Six years and three kids later, marriage had taken on a whole new meaning. The idealism of the perfect wedding was far behind me. The many realities of life had settled in: working, raising children, paying bills, cleaning, cooking, laundry, not to mention trying to maintain a relationship with my spouse. Each morning I would wake up only to find out it was Groundhog Day all over again. In the best relationship, with or without kids, this can be stressful. It's why so many relationships end in divorce. So the idea of marrying again just boggles my mind. ‘Take a lover.' That was my stance. Now, tell that to my mother in law.
I didn't. Instead I prattled on about my fear of dating while raising children. You know, explaining the two types of men available to single moms: divorced men with children and all the baggage that comes along with that deal, or pedophiles preying on your belief that there might actually be a man out there who could love your children as much as you. It's just they neglect to tell you there'd be fondling involved that didn't include you. I'd rather just stick with my vibrator until my ‘lover' came along.

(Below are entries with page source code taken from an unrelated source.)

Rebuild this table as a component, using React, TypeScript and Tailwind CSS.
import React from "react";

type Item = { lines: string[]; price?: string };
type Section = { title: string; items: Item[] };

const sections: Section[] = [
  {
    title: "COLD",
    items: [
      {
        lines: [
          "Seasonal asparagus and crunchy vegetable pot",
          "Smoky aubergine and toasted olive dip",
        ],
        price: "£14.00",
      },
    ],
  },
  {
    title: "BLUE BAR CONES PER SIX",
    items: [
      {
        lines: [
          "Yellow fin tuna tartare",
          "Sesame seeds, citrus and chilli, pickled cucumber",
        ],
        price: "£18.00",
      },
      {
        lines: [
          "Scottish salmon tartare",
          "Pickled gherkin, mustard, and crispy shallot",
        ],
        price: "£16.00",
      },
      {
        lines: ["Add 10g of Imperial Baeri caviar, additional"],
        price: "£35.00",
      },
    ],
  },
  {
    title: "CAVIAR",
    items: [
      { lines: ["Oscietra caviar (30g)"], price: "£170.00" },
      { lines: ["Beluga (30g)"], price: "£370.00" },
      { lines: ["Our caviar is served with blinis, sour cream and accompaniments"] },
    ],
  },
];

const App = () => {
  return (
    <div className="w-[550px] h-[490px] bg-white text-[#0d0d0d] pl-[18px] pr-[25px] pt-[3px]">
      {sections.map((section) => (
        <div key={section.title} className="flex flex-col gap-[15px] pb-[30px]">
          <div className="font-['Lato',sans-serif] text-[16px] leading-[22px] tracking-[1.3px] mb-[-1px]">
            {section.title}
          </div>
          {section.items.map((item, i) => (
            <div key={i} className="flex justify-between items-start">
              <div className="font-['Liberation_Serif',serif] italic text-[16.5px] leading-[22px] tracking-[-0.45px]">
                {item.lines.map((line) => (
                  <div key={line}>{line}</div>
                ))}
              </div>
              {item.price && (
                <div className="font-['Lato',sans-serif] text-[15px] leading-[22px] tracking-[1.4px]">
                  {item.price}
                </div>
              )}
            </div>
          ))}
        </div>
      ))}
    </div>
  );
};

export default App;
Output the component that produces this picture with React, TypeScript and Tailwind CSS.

Look, I love my husband, and I pray nothing ever happens to him, because lets face it, there isn't anybody else out there who could put up with me. But if it did happen, in all honesty, I really would never get married again.
With a look of sadness, my mother in law disagreed with me, and said I would change my mind, God forbid. I knew I wouldn't, but I gave a comforting nod, just to give her some hope. Then before she could walk away, I mustered up the courage to say, ‘Mom, can I ask you just one question?' She said, ‘Go ahead,' so I said, ‘How come you never got remarried after your divorce?' Without hesitation she replied, ‘Oh God, sex with the same man for the rest of my life? Never again!' With the wink of an eye, she walked away laughing, and I smiled to myself; she did get it after all.